* Written exercise
Lines containing the word "styles" need to be counted. Please reply with how many there are, and nothing else.
----
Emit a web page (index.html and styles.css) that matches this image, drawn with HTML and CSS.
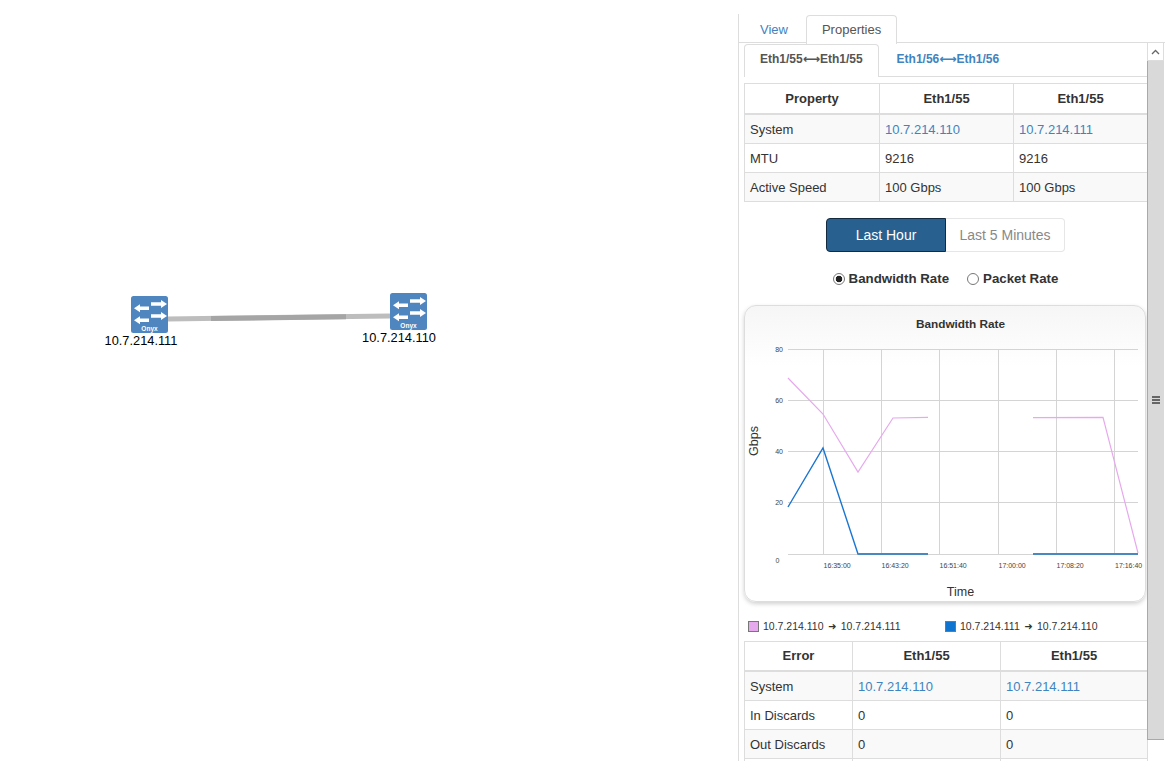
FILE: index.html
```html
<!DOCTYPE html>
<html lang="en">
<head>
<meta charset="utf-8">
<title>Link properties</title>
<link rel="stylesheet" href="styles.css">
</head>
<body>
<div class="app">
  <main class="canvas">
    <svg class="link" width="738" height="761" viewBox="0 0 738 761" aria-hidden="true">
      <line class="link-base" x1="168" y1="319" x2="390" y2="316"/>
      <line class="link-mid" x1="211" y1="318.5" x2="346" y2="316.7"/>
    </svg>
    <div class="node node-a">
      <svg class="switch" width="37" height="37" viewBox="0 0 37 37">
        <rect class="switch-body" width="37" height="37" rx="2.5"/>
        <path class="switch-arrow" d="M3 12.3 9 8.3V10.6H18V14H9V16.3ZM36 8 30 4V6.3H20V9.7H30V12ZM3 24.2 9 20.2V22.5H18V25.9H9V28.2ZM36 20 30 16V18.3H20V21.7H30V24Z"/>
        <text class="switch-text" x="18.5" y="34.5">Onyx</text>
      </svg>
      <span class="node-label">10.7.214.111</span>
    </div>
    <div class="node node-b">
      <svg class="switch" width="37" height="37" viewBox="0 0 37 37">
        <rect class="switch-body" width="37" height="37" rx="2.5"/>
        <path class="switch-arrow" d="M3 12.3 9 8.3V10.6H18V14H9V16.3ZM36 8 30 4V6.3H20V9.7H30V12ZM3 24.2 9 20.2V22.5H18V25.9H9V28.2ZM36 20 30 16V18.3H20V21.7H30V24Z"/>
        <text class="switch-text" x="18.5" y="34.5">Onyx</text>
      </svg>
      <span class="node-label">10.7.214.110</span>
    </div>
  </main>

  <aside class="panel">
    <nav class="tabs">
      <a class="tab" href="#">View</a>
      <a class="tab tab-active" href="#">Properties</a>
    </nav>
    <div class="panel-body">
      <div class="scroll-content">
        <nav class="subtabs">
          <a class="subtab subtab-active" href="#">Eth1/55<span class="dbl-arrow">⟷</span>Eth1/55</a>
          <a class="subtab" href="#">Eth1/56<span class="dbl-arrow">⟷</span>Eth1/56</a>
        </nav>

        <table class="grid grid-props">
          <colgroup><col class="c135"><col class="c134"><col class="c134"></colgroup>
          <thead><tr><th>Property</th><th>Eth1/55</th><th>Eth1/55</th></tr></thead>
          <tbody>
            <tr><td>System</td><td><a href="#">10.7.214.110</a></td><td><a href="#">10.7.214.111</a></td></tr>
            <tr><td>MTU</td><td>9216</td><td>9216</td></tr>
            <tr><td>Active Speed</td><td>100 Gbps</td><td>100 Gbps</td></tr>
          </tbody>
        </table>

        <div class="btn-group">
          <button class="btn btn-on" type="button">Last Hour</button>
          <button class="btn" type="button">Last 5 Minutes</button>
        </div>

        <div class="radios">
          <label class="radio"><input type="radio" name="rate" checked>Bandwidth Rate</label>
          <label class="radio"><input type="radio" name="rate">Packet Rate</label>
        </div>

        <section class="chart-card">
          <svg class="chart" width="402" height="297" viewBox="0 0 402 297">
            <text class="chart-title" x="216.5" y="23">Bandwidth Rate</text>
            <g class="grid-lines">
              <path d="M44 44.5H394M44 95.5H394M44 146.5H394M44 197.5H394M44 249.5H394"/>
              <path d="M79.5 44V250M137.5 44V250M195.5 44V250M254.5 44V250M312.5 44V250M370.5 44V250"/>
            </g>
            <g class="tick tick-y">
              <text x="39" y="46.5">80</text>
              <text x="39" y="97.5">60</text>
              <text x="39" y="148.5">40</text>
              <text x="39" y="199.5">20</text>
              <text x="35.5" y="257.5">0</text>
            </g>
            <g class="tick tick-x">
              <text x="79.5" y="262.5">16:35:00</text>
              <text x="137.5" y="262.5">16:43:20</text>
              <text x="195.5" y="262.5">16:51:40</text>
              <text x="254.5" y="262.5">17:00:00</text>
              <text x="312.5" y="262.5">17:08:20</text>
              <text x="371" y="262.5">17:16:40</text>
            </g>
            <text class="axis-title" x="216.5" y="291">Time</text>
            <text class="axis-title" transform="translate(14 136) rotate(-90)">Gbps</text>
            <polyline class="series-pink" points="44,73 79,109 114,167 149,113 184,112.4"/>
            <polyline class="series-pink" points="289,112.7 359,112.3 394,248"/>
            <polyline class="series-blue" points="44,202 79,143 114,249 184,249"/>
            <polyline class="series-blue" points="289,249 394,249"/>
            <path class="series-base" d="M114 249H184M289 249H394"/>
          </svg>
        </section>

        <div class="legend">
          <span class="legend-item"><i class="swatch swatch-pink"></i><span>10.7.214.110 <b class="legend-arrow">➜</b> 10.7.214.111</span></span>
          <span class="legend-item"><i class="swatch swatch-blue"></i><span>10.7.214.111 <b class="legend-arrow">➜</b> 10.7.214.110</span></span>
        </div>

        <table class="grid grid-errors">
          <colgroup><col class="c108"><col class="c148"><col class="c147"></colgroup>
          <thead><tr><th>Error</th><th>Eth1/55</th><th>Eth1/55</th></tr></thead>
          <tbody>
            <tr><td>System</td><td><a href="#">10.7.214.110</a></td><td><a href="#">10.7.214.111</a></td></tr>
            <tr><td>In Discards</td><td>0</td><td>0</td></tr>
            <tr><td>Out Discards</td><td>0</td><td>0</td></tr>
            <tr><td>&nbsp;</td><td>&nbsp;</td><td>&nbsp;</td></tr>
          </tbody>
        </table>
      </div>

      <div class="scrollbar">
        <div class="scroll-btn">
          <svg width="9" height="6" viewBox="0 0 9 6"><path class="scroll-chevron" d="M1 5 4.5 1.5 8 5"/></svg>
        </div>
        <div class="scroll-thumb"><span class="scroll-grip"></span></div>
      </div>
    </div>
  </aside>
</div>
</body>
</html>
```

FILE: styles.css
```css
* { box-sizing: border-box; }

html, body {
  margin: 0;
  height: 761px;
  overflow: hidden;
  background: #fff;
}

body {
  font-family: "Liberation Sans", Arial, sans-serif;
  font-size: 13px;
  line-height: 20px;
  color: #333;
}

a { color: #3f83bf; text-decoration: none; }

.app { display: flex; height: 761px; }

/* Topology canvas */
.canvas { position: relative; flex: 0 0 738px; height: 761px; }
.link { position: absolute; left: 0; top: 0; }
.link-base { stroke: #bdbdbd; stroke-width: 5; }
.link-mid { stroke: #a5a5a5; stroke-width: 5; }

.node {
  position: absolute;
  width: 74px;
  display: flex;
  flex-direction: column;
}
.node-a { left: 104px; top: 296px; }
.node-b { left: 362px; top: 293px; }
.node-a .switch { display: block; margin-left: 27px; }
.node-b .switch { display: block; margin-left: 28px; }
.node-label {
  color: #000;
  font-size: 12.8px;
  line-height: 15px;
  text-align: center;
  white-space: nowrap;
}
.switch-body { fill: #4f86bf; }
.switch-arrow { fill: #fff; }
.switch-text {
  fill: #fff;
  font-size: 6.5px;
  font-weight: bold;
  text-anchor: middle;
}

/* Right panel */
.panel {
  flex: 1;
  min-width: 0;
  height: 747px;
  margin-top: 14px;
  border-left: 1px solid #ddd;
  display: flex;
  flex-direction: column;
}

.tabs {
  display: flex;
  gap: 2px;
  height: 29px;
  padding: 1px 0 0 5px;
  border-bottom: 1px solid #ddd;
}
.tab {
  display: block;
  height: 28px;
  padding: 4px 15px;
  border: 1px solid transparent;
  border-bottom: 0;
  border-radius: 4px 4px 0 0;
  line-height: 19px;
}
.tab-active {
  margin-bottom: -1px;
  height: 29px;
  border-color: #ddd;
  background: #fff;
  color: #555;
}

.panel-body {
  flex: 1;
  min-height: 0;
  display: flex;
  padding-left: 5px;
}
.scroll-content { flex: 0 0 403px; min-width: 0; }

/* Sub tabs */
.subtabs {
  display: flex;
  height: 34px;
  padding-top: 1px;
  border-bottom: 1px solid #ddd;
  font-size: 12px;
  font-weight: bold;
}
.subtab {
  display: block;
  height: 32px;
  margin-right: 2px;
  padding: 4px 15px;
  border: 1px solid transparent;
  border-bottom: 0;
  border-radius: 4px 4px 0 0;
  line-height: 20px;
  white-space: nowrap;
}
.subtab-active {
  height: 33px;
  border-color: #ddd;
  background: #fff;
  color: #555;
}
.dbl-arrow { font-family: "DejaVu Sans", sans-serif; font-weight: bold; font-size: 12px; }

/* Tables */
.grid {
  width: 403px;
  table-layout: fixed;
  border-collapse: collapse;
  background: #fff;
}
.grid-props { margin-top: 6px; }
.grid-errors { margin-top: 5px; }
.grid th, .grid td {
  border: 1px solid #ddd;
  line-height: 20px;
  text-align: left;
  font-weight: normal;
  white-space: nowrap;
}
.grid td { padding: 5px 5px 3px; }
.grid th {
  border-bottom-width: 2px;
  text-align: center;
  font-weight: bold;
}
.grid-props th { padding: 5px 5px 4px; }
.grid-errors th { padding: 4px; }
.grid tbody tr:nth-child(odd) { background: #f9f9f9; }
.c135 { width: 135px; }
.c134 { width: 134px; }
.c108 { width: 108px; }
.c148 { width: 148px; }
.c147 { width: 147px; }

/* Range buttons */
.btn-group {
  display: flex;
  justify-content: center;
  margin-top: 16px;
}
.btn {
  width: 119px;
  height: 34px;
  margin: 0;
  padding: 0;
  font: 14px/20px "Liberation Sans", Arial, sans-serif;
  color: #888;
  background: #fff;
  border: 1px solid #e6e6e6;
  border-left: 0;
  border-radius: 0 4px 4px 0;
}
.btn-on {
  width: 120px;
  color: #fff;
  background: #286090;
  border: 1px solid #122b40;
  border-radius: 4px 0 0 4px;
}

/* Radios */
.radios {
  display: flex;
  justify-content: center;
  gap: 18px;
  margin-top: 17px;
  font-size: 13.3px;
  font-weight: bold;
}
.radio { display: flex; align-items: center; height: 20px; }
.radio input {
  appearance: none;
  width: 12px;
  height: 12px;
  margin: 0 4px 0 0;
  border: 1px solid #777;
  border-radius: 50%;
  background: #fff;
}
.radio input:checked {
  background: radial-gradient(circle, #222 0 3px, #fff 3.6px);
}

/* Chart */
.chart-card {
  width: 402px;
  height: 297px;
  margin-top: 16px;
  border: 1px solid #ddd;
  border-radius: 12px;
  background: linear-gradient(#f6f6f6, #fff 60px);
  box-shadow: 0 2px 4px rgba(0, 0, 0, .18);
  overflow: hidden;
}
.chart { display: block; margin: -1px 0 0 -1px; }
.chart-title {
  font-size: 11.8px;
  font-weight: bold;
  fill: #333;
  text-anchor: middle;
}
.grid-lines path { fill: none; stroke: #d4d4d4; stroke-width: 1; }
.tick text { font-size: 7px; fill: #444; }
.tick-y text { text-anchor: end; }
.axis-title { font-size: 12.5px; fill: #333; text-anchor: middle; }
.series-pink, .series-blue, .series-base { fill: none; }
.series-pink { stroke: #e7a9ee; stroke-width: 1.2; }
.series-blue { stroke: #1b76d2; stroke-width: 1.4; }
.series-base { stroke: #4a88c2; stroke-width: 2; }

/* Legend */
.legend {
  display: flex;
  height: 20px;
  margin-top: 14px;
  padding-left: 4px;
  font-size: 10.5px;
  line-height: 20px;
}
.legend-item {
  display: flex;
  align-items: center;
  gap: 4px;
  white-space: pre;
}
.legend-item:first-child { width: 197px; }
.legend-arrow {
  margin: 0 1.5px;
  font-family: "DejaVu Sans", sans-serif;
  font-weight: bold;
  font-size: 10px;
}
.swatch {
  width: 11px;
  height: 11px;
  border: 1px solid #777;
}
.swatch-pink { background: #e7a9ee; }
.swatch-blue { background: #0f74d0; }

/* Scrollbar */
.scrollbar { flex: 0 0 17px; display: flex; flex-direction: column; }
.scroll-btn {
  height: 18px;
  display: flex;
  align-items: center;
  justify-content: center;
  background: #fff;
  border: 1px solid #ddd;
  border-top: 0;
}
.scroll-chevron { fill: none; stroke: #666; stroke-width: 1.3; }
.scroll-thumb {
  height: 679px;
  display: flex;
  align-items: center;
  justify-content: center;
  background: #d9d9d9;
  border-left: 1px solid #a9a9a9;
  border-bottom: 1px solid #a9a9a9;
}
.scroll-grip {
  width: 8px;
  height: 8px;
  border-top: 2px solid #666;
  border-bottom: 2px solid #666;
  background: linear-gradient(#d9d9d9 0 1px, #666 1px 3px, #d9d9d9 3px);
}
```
----
* The response
3